2. Lagging Indicators: These indicators reflect the economy's past performance. They change after the economy as a whole changes. Examples include unemployment rates, corporate profits, and interest rates.

3. Coincident Indicators: These indicators occur at the same time as the economic changes they signify. They provide information about the current state of the economy. Examples include GDP, employment levels, and retail sales.

Key Economic Indicators to Watch

  • Gross Domestic Product (GDP): This measures the total value of goods and services produced over a specific time and is a primary indicator of economic health.
  • Unemployment Rate: This measures the percentage of the total workforce that is unemployed and actively seeking employment. It indicates the health of the labor market.
  • Consumer Price Index (CPI): This measures the average change in prices paid by consumers for goods and services and indicates the inflation rate.
  • Producer Price Index (PPI): This measures the average change in prices received by domestic producers for their output and can signal inflation at the wholesale level.
  • Retail Sales: This measures the total receipts of retail stores and is an indicator of consumer spending trends.
  • Housing Starts: This measures the number of new residential construction projects begun during a particular month and reflects real estate market strength.
  • Interest Rates: Set by central banks, these influence the economy's borrowing costs and overall financial stability.
  • How Economic Indicators Affect the Stock Markets

    Economic indicators can significantly impact investor sentiment and market direction. For instance, a positive GDP report can boost confidence, leading to increased investment and higher stock prices. Conversely, a high unemployment rate might signal economic troubles, causing stock prices to fall.

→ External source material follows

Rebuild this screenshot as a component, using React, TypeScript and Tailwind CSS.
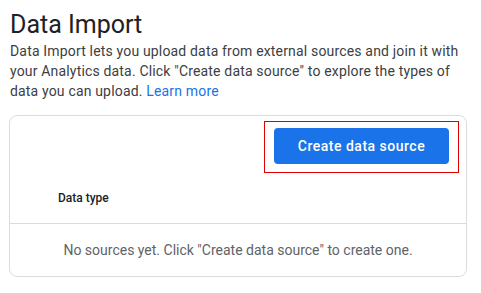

    Furthermore, unexpected changes in key indicators can lead to increased volatility. For example, unexpected inflation spikes might lead to concerns about tighter monetary policy, resulting in abrupt market movements.

    Using Economic Indicators in Investment Strategy

    Intermediate investors can use economic indicators to develop proactive investment strategies. By analyzing these indicators, investors can anticipate economic turning points and adjust their portfolios accordingly. It's essential to combine technical analysis with economic insights to form a comprehensive investment strategy.

    Final Thoughts

    Economic indicators are powerful tools in bridging the gap between macroeconomic realities and market movements. For intermediate investors, mastering the interpretation of these indicators can significantly enhance decision-making processes. By staying informed and critically analyzing these metrics, investors can better navigate the complexities of the stock market and stay ahead of the curve.